SERS based pH nanosensors forin-vitropH measurement in multicellular 3D tumour spheroids.

Tumor acidosis is a consequence of altered metabolism that primarily takes place due to lactate secretion from anaerobic glycolysis. As a result, many regions within the tumors are chronically hypoxic and acidic. To measure the intratumor pH dynamically, we have fabricated a biocompatible pH nanoparticle sensor using surface-enhanced Raman spectroscopy (SERS-pNPS) and monitored continuous pH levels in three-dimensional multicellular spheroids. The 3D multicellular spheroids were cultured using a micro-well array chip made of polydimethylsiloxane (PDMS). The SERS-pNPS were synthesized by linking 4-Mercaptobenzoic acid (4-MBA) to silver nanoparticles (AgNPs) of size 50 nm. The calibration curve demonstrates a linear correlation between the ratio of Raman peak intensities (1378 cm^-1/1620 cm^-1) with the pH level.
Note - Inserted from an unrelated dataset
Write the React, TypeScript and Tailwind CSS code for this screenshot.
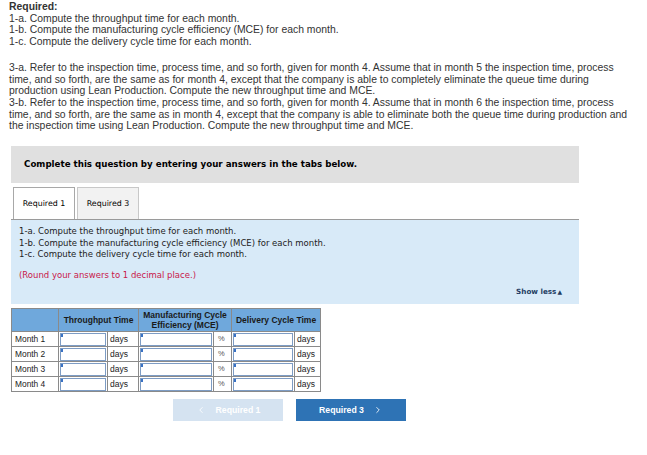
import React from "react";
import { ChevronLeft, ChevronRight } from "lucide-react";

const sans = { fontFamily: '"Liberation Sans", Arial, sans-serif' };
const verdana = { fontFamily: '"DejaVu Sans", Verdana, sans-serif' };

const months = ["Month 1", "Month 2", "Month 3", "Month 4"];

function Field() {
  return (
    <td className="border border-[#8a8a8a] bg-white p-0 px-[1px]">
      <div className="relative h-[13px] w-full border border-[#7d9cc4] bg-white">
        <span className="absolute left-0 top-0 h-[3px] w-[2px] bg-[#3a72c4]" />
      </div>
    </td>
  );
}

function Unit({ text }: { text: string }) {
  return (
    <td className="border border-[#8a8a8a] bg-white pl-[2px] text-[8.5px] text-[#222]">
      {text}
    </td>
  );
}

export default function App() {
  return (
    <div className="w-[647px] h-[455px] bg-white pl-[9px] pt-[1px] text-[#333]">
      <div className="text-[10.4px] leading-[11.7px] whitespace-nowrap" style={sans}>
        <p className="font-bold">Required:</p>
        <p>1-a. Compute the throughput time for each month.</p>
        <p>1-b. Compute the manufacturing cycle efficiency (MCE) for each month.</p>
        <p>1-c. Compute the delivery cycle time for each month.</p>
        <div className="mt-[14px]">
          <p>3-a. Refer to the inspection time, process time, and so forth, given for month 4. Assume that in month 5 the inspection time, process</p>
          <p>time, and so forth, are the same as for month 4, except that the company is able to completely eliminate the queue time during</p>
          <p>production using Lean Production. Compute the new throughput time and MCE.</p>
          <p>3-b. Refer to the inspection time, process time, and so forth, given for month 4. Assume that in month 6 the inspection time, process</p>
          <p>time, and so forth, are the same as in month 4, except that the company is able to eliminate both the queue time during production and</p>
          <p>the inspection time using Lean Production. Compute the new throughput time and MCE.</p>
        </div>
      </div>

      <div className="mt-[14px] ml-[2px] w-[568px]" style={verdana}>
        <div className="h-[37px] bg-[#e0e0e0] pl-[13px] flex items-center text-[8.7px] font-bold text-black">
          Complete this question by entering your answers in the tabs below.
        </div>

        <div className="mt-[4px] flex items-end gap-[2px] pl-[2px] border-b border-[#9a9a9a]">
          <div className="h-[32px] w-[62px] bg-white border border-b-0 border-[#a8a8a8] flex items-center justify-center text-[7.9px] text-black">
            Required 1
          </div>
          <div className="h-[32px] w-[62px] bg-[#f2f2f2] border border-b-0 border-[#c8c8c8] flex items-center justify-center text-[7.9px] text-black">
            Required 3
          </div>
        </div>

        <div className="relative h-[84px] bg-[#d8eaf8] pl-[8px] pt-[6px] text-[8.5px] leading-[11.5px] text-[#222] whitespace-nowrap">
          <p>1-a. Compute the throughput time for each month.</p>
          <p>1-b. Compute the manufacturing cycle efficiency (MCE) for each month.</p>
          <p>1-c. Compute the delivery cycle time for each month.</p>
          <p className="mt-[9.5px] text-[#c8174a]">(Round your answers to 1 decimal place.)</p>
          <div className="absolute right-[17px] top-[66px] flex items-center text-[7.2px] font-bold text-[#1f3d63]">
            Show less<span className="ml-[1px] text-[6px]">▲</span>
          </div>
        </div>
      </div>

      <table className="mt-[4px] ml-[2px] w-[309px] table-fixed border-collapse border border-[#7a7a7a]" style={sans}>
        <colgroup>
          <col className="w-[47px]" />
          <col className="w-[49px]" />
          <col className="w-[31px]" />
          <col className="w-[75px]" />
          <col className="w-[18px]" />
          <col className="w-[63px]" />
          <col className="w-[26px]" />
        </colgroup>
        <thead>
          <tr className="h-[23px] bg-[#6fa8dc] text-[8.5px] leading-[10px] text-[#1a1a1a]">
            <th className="border border-[#8a8a8a]" />
            <th colSpan={2} className="border border-[#8a8a8a] font-bold">Throughput Time</th>
            <th colSpan={2} className="border border-[#8a8a8a] font-bold">
              Manufacturing Cycle
              <br />
              Efficiency (MCE)
            </th>
            <th colSpan={2} className="border border-[#8a8a8a] font-bold">Delivery Cycle Time</th>
          </tr>
        </thead>
        <tbody>
          {months.map((m) => (
            <tr key={m} className="h-[15px]">
              <td className="border border-[#8a8a8a] bg-white pl-[3px] text-[8.4px] text-[#222]">{m}</td>
              <Field />
              <Unit text="days" />
              <Field />
              <td className="border border-[#8a8a8a] bg-white pl-[4px] text-[7.5px] text-[#555]">%</td>
              <Field />
              <Unit text="days" />
            </tr>
          ))}
        </tbody>
      </table>

      <div className="mt-[7px] ml-[164px] flex gap-[13px]" style={sans}>
        <div className="h-[22px] w-[110px] bg-[#d5e3f1] text-white text-[8.7px] font-bold flex items-center justify-center">
          <ChevronLeft size={10} strokeWidth={2} className="mr-[10px]" />
          Required 1
        </div>
        <div className="h-[22px] w-[110px] bg-[#2e73b5] text-white text-[8.7px] font-bold flex items-center justify-center">
          Required 3
          <ChevronRight size={10} strokeWidth={2} className="ml-[9px]" />
        </div>
      </div>
    </div>
  );
}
The sensor exhibits a detection limit of pH 4.4 and demonstrates linearity within the physiological pH range (pH 4.4-pH 8.23). The SERS-pNPS was applied for pH measurement in different 3D co-cultured spheroid models such as lung cancer (A549-NIH3T3), breast cancer (MCF-NIH3T3), colon cancer (HCT8-NIH3T3) and mono-cultured spheroids using fibroblast (NIH3T3) cells. The detailed analysis indicated that the 3D co-cultured cancerous tumor models have 16% more acidic microenvironment as compared to 3D mono-cultured spheroid model. Also, a presence of a decreasing pH gradient from peripheral to the core region is observed in both the cases indicating acidosis in the core region. The SERS-pNPS platform facilitates a non-invasive and dynamic pH tracking, and thus offers an improved insight into the acidic microenvironment in various tumor models.